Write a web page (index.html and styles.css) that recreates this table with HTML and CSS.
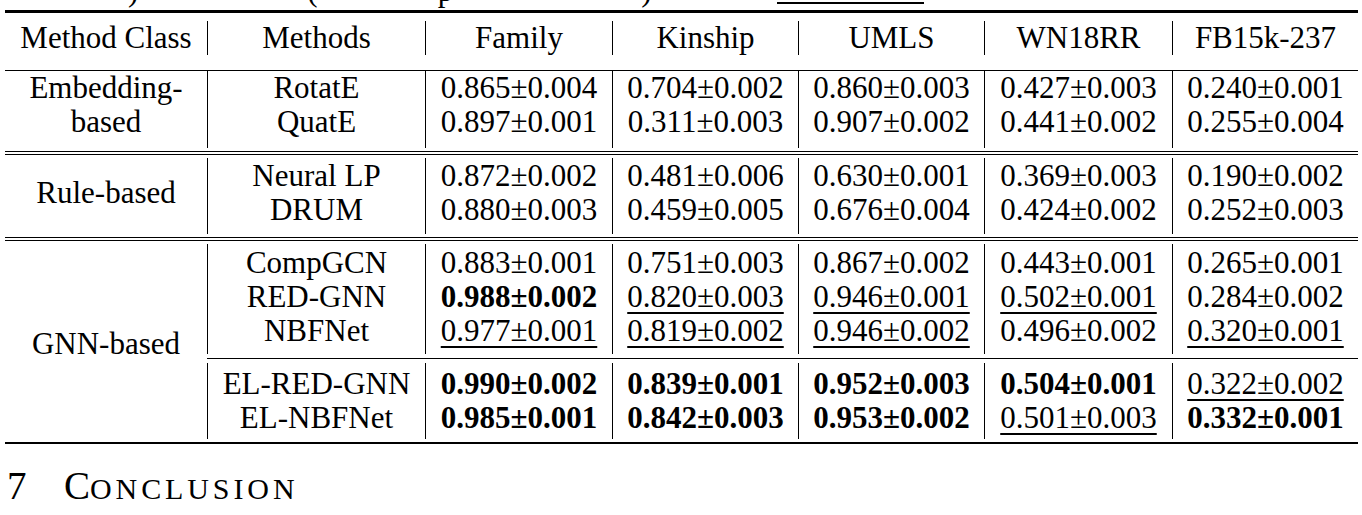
FILE: index.html
```html
<!DOCTYPE html>
<html lang="en">
<head>
<meta charset="utf-8">
<title>Results table</title>
<link rel="stylesheet" href="styles.css">
</head>
<body>
<div class="page">
  <div class="caption-tail">
    <span class="ct ct1">)</span>
    <span class="ct ct2">(</span>
    <span class="ct ct3">p</span>
    <span class="ct ct4">)</span>
    <span class="ct-under"></span>
  </div>

  <div class="tbl">
    <div class="rule rule-top"></div>

    <div class="cell col1 head">Method Class</div>
    <div class="cell bar head">Methods</div>
    <div class="cell bar head">Family</div>
    <div class="cell bar head">Kinship</div>
    <div class="cell bar head">UMLS</div>
    <div class="cell bar head">WN18RR</div>
    <div class="cell bar head">FB15k-237</div>

    <div class="rule rule-mid"></div>

    <div class="cell col1 g-emb">Embedding-<br>based</div>
    <div class="cell bar g-emb">RotatE<br>QuatE</div>
    <div class="cell bar g-emb">0.865±0.004<br>0.897±0.001</div>
    <div class="cell bar g-emb">0.704±0.002<br>0.311±0.003</div>
    <div class="cell bar g-emb">0.860±0.003<br>0.907±0.002</div>
    <div class="cell bar g-emb">0.427±0.003<br>0.441±0.002</div>
    <div class="cell bar g-emb">0.240±0.001<br>0.255±0.004</div>

    <div class="rule rule-dbl"></div>

    <div class="cell col1 mid g-rule">Rule-based</div>
    <div class="cell bar g-rule">Neural LP<br>DRUM</div>
    <div class="cell bar g-rule">0.872±0.002<br>0.880±0.003</div>
    <div class="cell bar g-rule">0.481±0.006<br>0.459±0.005</div>
    <div class="cell bar g-rule">0.630±0.001<br>0.676±0.004</div>
    <div class="cell bar g-rule">0.369±0.003<br>0.424±0.002</div>
    <div class="cell bar g-rule">0.190±0.002<br>0.252±0.003</div>

    <div class="rule rule-dbl"></div>

    <div class="cell col1 mid gnn-label">GNN-based</div>
    <div class="cell bar g-gnn1">CompGCN<br>RED-GNN<br>NBFNet</div>
    <div class="cell bar g-gnn1">0.883±0.001<br><b>0.988±0.002</b><br><u>0.977±0.001</u></div>
    <div class="cell bar g-gnn1">0.751±0.003<br><u>0.820±0.003</u><br><u>0.819±0.002</u></div>
    <div class="cell bar g-gnn1">0.867±0.002<br><u>0.946±0.001</u><br><u>0.946±0.002</u></div>
    <div class="cell bar g-gnn1">0.443±0.001<br><u>0.502±0.001</u><br>0.496±0.002</div>
    <div class="cell bar g-gnn1">0.265±0.001<br>0.284±0.002<br><u>0.320±0.001</u></div>

    <div class="rule rule-cmid"></div>

    <div class="cell bar g-gnn2">EL-RED-GNN<br>EL-NBFNet</div>
    <div class="cell bar g-gnn2"><b>0.990±0.002</b><br><b>0.985±0.001</b></div>
    <div class="cell bar g-gnn2"><b>0.839±0.001</b><br><b>0.842±0.003</b></div>
    <div class="cell bar g-gnn2"><b>0.952±0.003</b><br><b>0.953±0.002</b></div>
    <div class="cell bar g-gnn2"><b>0.504±0.001</b><br><u>0.501±0.003</u></div>
    <div class="cell bar g-gnn2"><u>0.322±0.002</u><br><b>0.332±0.001</b></div>

    <div class="rule rule-bottom"></div>
  </div>

  <h2 class="section"><span class="sec-num">7</span><span class="sec-title">C<span class="sc">ONCLUSION</span></span></h2>
</div>
</body>
</html>
```

FILE: styles.css
```css
html, body {
  margin: 0;
  padding: 0;
  background: #fff;
}

body {
  font-family: "Liberation Serif", "Times New Roman", serif;
  color: #000;
  width: 1362px;
  height: 515px;
  overflow: hidden;
}

.page {
  padding: 0 4px 0 5px;
}

/* bottom fragments of the caption line that is cut off at the top */
.caption-tail {
  display: flex;
  align-items: flex-start;
  height: 10px;
  overflow: hidden;
  font-size: 31px;
}

.ct {
  line-height: 34px;
  margin-top: -26px;
}

.ct1 { margin-left: 123px; }
.ct2 { margin-left: 169px; }
.ct3 { margin-left: 120px; }
.ct4 { margin-left: 188px; }

.ct-under {
  margin-left: 126px;
  width: 147px;
  height: 2px;
  border-bottom: 2px solid #000;
}

/* table */
.tbl {
  display: grid;
  grid-template-columns: 202px 218px 187px 186px 186px 188px 186px;
  font-size: 31px;
  line-height: 34px;
}

.cell {
  text-align: center;
  white-space: nowrap;
}

.bar {
  border-left: 1px solid #000;
}

.col1 {
  grid-column: 1;
}

.mid {
  display: flex;
  align-items: center;
  justify-content: center;
}

.rule {
  grid-column: 1 / -1;
  background: #000;
}

.rule-top {
  height: 3px;
  margin-bottom: 8px;
}

.rule-mid {
  height: 1px;
  margin-top: 15px;
}

.rule-dbl {
  height: 2px;
  background: #fff;
  border-top: 1px solid #000;
  border-bottom: 1px solid #000;
  margin: 3px 0;
}

.rule-cmid {
  grid-column: 2 / -1;
  height: 1px;
  margin: 4px 0;
}

.rule-bottom {
  height: 2px;
  margin-top: 3px;
}

.g-emb {
  padding: 0 0 9px;
}

.g-rule {
  padding: 1px 0 7px;
}

.g-gnn1 {
  padding: 2px 0 6px;
}

.g-gnn2 {
  padding: 4px 0 4px;
}

.gnn-label {
  grid-row: span 3;
  padding-top: 4px;
}

b {
  font-weight: bold;
}

u {
  text-decoration: underline;
  text-decoration-thickness: 1.5px;
  text-underline-offset: 5px;
}

/* section heading */
.section {
  margin: 21px 0 0 2px;
  font-weight: normal;
  font-size: 39px;
  line-height: 42px;
  display: flex;
  align-items: baseline;
}

.sec-num {
  width: 57px;
}

.sec-title {
  font-size: 39px;
}

.sc {
  font-size: 30px;
  letter-spacing: 3.9px;
}
```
☆ ☆ ☆ ☆
▶ [Written problem] Output all of the data exactly as it stands, minus any images.

▶ [Exercise solution]
Write a web page (index.html and styles.css) that recreates this table with HTML and CSS.
FILE: index.html
```html
<!DOCTYPE html>
<html lang="en">
<head>
<meta charset="utf-8">
<title>Results table</title>
<link rel="stylesheet" href="styles.css">
</head>
<body>
<div class="page">
  <div class="caption-tail">
    <span class="ct ct1">)</span>
    <span class="ct ct2">(</span>
    <span class="ct ct3">p</span>
    <span class="ct ct4">)</span>
    <span class="ct-under"></span>
  </div>

  <div class="tbl">
    <div class="rule rule-top"></div>

    <div class="cell col1 head">Method Class</div>
    <div class="cell bar head">Methods</div>
    <div class="cell bar head">Family</div>
    <div class="cell bar head">Kinship</div>
    <div class="cell bar head">UMLS</div>
    <div class="cell bar head">WN18RR</div>
    <div class="cell bar head">FB15k-237</div>

    <div class="rule rule-mid"></div>

    <div class="cell col1 g-emb">Embedding-<br>based</div>
    <div class="cell bar g-emb">RotatE<br>QuatE</div>
    <div class="cell bar g-emb">0.865±0.004<br>0.897±0.001</div>
    <div class="cell bar g-emb">0.704±0.002<br>0.311±0.003</div>
    <div class="cell bar g-emb">0.860±0.003<br>0.907±0.002</div>
    <div class="cell bar g-emb">0.427±0.003<br>0.441±0.002</div>
    <div class="cell bar g-emb">0.240±0.001<br>0.255±0.004</div>

    <div class="rule rule-dbl"></div>

    <div class="cell col1 mid g-rule">Rule-based</div>
    <div class="cell bar g-rule">Neural LP<br>DRUM</div>
    <div class="cell bar g-rule">0.872±0.002<br>0.880±0.003</div>
    <div class="cell bar g-rule">0.481±0.006<br>0.459±0.005</div>
    <div class="cell bar g-rule">0.630±0.001<br>0.676±0.004</div>
    <div class="cell bar g-rule">0.369±0.003<br>0.424±0.002</div>
    <div class="cell bar g-rule">0.190±0.002<br>0.252±0.003</div>

    <div class="rule rule-dbl"></div>

    <div class="cell col1 mid gnn-label">GNN-based</div>
    <div class="cell bar g-gnn1">CompGCN<br>RED-GNN<br>NBFNet</div>
    <div class="cell bar g-gnn1">0.883±0.001<br><b>0.988±0.002</b><br><u>0.977±0.001</u></div>
    <div class="cell bar g-gnn1">0.751±0.003<br><u>0.820±0.003</u><br><u>0.819±0.002</u></div>
    <div class="cell bar g-gnn1">0.867±0.002<br><u>0.946±0.001</u><br><u>0.946±0.002</u></div>
    <div class="cell bar g-gnn1">0.443±0.001<br><u>0.502±0.001</u><br>0.496±0.002</div>
    <div class="cell bar g-gnn1">0.265±0.001<br>0.284±0.002<br><u>0.320±0.001</u></div>

    <div class="rule rule-cmid"></div>

    <div class="cell bar g-gnn2">EL-RED-GNN<br>EL-NBFNet</div>
    <div class="cell bar g-gnn2"><b>0.990±0.002</b><br><b>0.985±0.001</b></div>
    <div class="cell bar g-gnn2"><b>0.839±0.001</b><br><b>0.842±0.003</b></div>
    <div class="cell bar g-gnn2"><b>0.952±0.003</b><br><b>0.953±0.002</b></div>
    <div class="cell bar g-gnn2"><b>0.504±0.001</b><br><u>0.501±0.003</u></div>
    <div class="cell bar g-gnn2"><u>0.322±0.002</u><br><b>0.332±0.001</b></div>

    <div class="rule rule-bottom"></div>
  </div>

  <h2 class="section"><span class="sec-num">7</span><span class="sec-title">C<span class="sc">ONCLUSION</span></span></h2>
</div>
</body>
</html>
```

FILE: styles.css
```css
html, body {
  margin: 0;
  padding: 0;
  background: #fff;
}

body {
  font-family: "Liberation Serif", "Times New Roman", serif;
  color: #000;
  width: 1362px;
  height: 515px;
  overflow: hidden;
}

.page {
  padding: 0 4px 0 5px;
}

/* bottom fragments of the caption line that is cut off at the top */
.caption-tail {
  display: flex;
  align-items: flex-start;
  height: 10px;
  overflow: hidden;
  font-size: 31px;
}

.ct {
  line-height: 34px;
  margin-top: -26px;
}

.ct1 { margin-left: 123px; }
.ct2 { margin-left: 169px; }
.ct3 { margin-left: 120px; }
.ct4 { margin-left: 188px; }

.ct-under {
  margin-left: 126px;
  width: 147px;
  height: 2px;
  border-bottom: 2px solid #000;
}

/* table */
.tbl {
  display: grid;
  grid-template-columns: 202px 218px 187px 186px 186px 188px 186px;
  font-size: 31px;
  line-height: 34px;
}

.cell {
  text-align: center;
  white-space: nowrap;
}

.bar {
  border-left: 1px solid #000;
}

.col1 {
  grid-column: 1;
}

.mid {
  display: flex;
  align-items: center;
  justify-content: center;
}

.rule {
  grid-column: 1 / -1;
  background: #000;
}

.rule-top {
  height: 3px;
  margin-bottom: 8px;
}

.rule-mid {
  height: 1px;
  margin-top: 15px;
}

.rule-dbl {
  height: 2px;
  background: #fff;
  border-top: 1px solid #000;
  border-bottom: 1px solid #000;
  margin: 3px 0;
}

.rule-cmid {
  grid-column: 2 / -1;
  height: 1px;
  margin: 4px 0;
}

.rule-bottom {
  height: 2px;
  margin-top: 3px;
}

.g-emb {
  padding: 0 0 9px;
}

.g-rule {
  padding: 1px 0 7px;
}

.g-gnn1 {
  padding: 2px 0 6px;
}

.g-gnn2 {
  padding: 4px 0 4px;
}

.gnn-label {
  grid-row: span 3;
  padding-top: 4px;
}

b {
  font-weight: bold;
}

u {
  text-decoration: underline;
  text-decoration-thickness: 1.5px;
  text-underline-offset: 5px;
}

/* section heading */
.section {
  margin: 21px 0 0 2px;
  font-weight: normal;
  font-size: 39px;
  line-height: 42px;
  display: flex;
  align-items: baseline;
}

.sec-num {
  width: 57px;
}

.sec-title {
  font-size: 39px;
}

.sc {
  font-size: 30px;
  letter-spacing: 3.9px;
}
```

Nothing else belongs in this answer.